Given task |
Word for word, copy all the data and drop the pictures.

— BEGIN Available data —

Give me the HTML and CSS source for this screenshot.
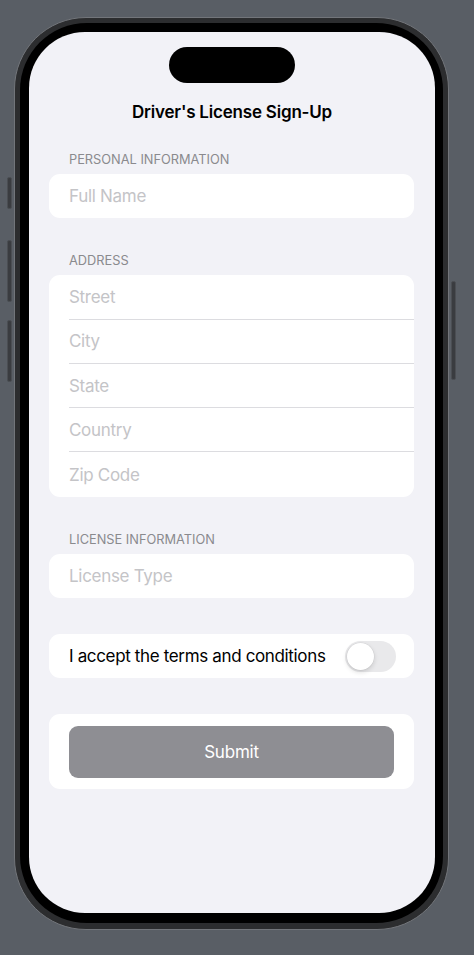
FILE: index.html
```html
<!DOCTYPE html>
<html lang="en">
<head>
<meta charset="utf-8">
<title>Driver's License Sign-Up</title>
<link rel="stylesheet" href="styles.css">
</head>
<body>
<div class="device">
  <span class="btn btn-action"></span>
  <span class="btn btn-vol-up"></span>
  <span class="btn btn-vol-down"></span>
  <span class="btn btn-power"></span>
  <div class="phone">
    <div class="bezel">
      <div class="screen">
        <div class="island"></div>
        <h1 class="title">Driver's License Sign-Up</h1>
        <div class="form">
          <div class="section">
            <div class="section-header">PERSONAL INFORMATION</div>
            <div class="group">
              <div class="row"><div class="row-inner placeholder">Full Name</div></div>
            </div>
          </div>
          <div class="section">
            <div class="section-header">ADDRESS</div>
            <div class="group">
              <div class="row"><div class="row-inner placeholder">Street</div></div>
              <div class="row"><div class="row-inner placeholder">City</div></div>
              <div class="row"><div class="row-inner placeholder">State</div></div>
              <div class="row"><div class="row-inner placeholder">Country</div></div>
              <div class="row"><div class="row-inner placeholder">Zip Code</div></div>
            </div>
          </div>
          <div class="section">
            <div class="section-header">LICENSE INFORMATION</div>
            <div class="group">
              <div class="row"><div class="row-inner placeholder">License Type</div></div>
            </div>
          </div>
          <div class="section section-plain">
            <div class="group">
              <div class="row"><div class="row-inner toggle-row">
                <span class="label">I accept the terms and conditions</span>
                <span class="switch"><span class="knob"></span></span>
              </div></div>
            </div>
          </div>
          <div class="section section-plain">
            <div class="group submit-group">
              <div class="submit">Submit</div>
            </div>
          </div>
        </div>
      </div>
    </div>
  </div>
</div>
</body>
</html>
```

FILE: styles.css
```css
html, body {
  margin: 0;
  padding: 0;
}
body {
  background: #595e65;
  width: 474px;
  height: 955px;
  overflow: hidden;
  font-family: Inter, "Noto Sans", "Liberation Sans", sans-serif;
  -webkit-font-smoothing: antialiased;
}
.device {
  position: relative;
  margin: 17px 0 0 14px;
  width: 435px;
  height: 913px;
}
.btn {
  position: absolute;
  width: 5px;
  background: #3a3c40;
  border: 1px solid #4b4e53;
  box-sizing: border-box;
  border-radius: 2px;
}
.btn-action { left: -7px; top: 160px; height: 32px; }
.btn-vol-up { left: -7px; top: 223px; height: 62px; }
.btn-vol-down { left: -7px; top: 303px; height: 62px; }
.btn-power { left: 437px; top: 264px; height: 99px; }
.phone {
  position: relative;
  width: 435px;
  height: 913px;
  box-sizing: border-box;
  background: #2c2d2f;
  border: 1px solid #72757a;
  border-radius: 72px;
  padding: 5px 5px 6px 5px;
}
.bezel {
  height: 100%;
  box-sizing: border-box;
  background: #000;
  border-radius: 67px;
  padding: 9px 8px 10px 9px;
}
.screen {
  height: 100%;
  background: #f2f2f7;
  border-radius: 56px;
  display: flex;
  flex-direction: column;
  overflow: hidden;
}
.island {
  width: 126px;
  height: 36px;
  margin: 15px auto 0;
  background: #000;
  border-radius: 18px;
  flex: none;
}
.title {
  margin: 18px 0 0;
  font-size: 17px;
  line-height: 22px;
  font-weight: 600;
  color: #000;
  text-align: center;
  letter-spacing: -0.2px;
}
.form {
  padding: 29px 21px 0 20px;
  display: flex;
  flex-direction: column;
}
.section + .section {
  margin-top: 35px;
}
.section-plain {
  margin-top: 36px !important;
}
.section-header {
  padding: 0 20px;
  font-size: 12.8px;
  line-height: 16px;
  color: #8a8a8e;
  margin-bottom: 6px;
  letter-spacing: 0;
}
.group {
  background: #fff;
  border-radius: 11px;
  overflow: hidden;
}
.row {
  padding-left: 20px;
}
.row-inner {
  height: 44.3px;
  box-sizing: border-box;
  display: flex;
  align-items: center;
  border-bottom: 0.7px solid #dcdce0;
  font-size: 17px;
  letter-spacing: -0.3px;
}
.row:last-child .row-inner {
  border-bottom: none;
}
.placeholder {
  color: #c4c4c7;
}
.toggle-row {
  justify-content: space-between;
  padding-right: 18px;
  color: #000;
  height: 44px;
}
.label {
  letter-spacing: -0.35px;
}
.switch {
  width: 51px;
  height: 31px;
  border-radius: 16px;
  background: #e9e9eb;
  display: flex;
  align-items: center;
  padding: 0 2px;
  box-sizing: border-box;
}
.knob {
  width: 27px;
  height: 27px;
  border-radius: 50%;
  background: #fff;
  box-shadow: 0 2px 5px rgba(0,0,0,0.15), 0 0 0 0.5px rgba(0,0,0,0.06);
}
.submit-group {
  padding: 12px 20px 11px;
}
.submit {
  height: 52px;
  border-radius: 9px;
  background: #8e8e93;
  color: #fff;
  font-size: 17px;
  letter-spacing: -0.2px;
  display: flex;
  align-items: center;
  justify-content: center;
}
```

— END Available data —

Written solution |
Give me the HTML and CSS source for this screenshot.
FILE: index.html
```html
<!DOCTYPE html>
<html lang="en">
<head>
<meta charset="utf-8">
<title>Driver's License Sign-Up</title>
<link rel="stylesheet" href="styles.css">
</head>
<body>
<div class="device">
  <span class="btn btn-action"></span>
  <span class="btn btn-vol-up"></span>
  <span class="btn btn-vol-down"></span>
  <span class="btn btn-power"></span>
  <div class="phone">
    <div class="bezel">
      <div class="screen">
        <div class="island"></div>
        <h1 class="title">Driver's License Sign-Up</h1>
        <div class="form">
          <div class="section">
            <div class="section-header">PERSONAL INFORMATION</div>
            <div class="group">
              <div class="row"><div class="row-inner placeholder">Full Name</div></div>
            </div>
          </div>
          <div class="section">
            <div class="section-header">ADDRESS</div>
            <div class="group">
              <div class="row"><div class="row-inner placeholder">Street</div></div>
              <div class="row"><div class="row-inner placeholder">City</div></div>
              <div class="row"><div class="row-inner placeholder">State</div></div>
              <div class="row"><div class="row-inner placeholder">Country</div></div>
              <div class="row"><div class="row-inner placeholder">Zip Code</div></div>
            </div>
          </div>
          <div class="section">
            <div class="section-header">LICENSE INFORMATION</div>
            <div class="group">
              <div class="row"><div class="row-inner placeholder">License Type</div></div>
            </div>
          </div>
          <div class="section section-plain">
            <div class="group">
              <div class="row"><div class="row-inner toggle-row">
                <span class="label">I accept the terms and conditions</span>
                <span class="switch"><span class="knob"></span></span>
              </div></div>
            </div>
          </div>
          <div class="section section-plain">
            <div class="group submit-group">
              <div class="submit">Submit</div>
            </div>
          </div>
        </div>
      </div>
    </div>
  </div>
</div>
</body>
</html>
```

FILE: styles.css
```css
html, body {
  margin: 0;
  padding: 0;
}
body {
  background: #595e65;
  width: 474px;
  height: 955px;
  overflow: hidden;
  font-family: Inter, "Noto Sans", "Liberation Sans", sans-serif;
  -webkit-font-smoothing: antialiased;
}
.device {
  position: relative;
  margin: 17px 0 0 14px;
  width: 435px;
  height: 913px;
}
.btn {
  position: absolute;
  width: 5px;
  background: #3a3c40;
  border: 1px solid #4b4e53;
  box-sizing: border-box;
  border-radius: 2px;
}
.btn-action { left: -7px; top: 160px; height: 32px; }
.btn-vol-up { left: -7px; top: 223px; height: 62px; }
.btn-vol-down { left: -7px; top: 303px; height: 62px; }
.btn-power { left: 437px; top: 264px; height: 99px; }
.phone {
  position: relative;
  width: 435px;
  height: 913px;
  box-sizing: border-box;
  background: #2c2d2f;
  border: 1px solid #72757a;
  border-radius: 72px;
  padding: 5px 5px 6px 5px;
}
.bezel {
  height: 100%;
  box-sizing: border-box;
  background: #000;
  border-radius: 67px;
  padding: 9px 8px 10px 9px;
}
.screen {
  height: 100%;
  background: #f2f2f7;
  border-radius: 56px;
  display: flex;
  flex-direction: column;
  overflow: hidden;
}
.island {
  width: 126px;
  height: 36px;
  margin: 15px auto 0;
  background: #000;
  border-radius: 18px;
  flex: none;
}
.title {
  margin: 18px 0 0;
  font-size: 17px;
  line-height: 22px;
  font-weight: 600;
  color: #000;
  text-align: center;
  letter-spacing: -0.2px;
}
.form {
  padding: 29px 21px 0 20px;
  display: flex;
  flex-direction: column;
}
.section + .section {
  margin-top: 35px;
}
.section-plain {
  margin-top: 36px !important;
}
.section-header {
  padding: 0 20px;
  font-size: 12.8px;
  line-height: 16px;
  color: #8a8a8e;
  margin-bottom: 6px;
  letter-spacing: 0;
}
.group {
  background: #fff;
  border-radius: 11px;
  overflow: hidden;
}
.row {
  padding-left: 20px;
}
.row-inner {
  height: 44.3px;
  box-sizing: border-box;
  display: flex;
  align-items: center;
  border-bottom: 0.7px solid #dcdce0;
  font-size: 17px;
  letter-spacing: -0.3px;
}
.row:last-child .row-inner {
  border-bottom: none;
}
.placeholder {
  color: #c4c4c7;
}
.toggle-row {
  justify-content: space-between;
  padding-right: 18px;
  color: #000;
  height: 44px;
}
.label {
  letter-spacing: -0.35px;
}
.switch {
  width: 51px;
  height: 31px;
  border-radius: 16px;
  background: #e9e9eb;
  display: flex;
  align-items: center;
  padding: 0 2px;
  box-sizing: border-box;
}
.knob {
  width: 27px;
  height: 27px;
  border-radius: 50%;
  background: #fff;
  box-shadow: 0 2px 5px rgba(0,0,0,0.15), 0 0 0 0.5px rgba(0,0,0,0.06);
}
.submit-group {
  padding: 12px 20px 11px;
}
.submit {
  height: 52px;
  border-radius: 9px;
  background: #8e8e93;
  color: #fff;
  font-size: 17px;
  letter-spacing: -0.2px;
  display: flex;
  align-items: center;
  justify-content: center;
}
```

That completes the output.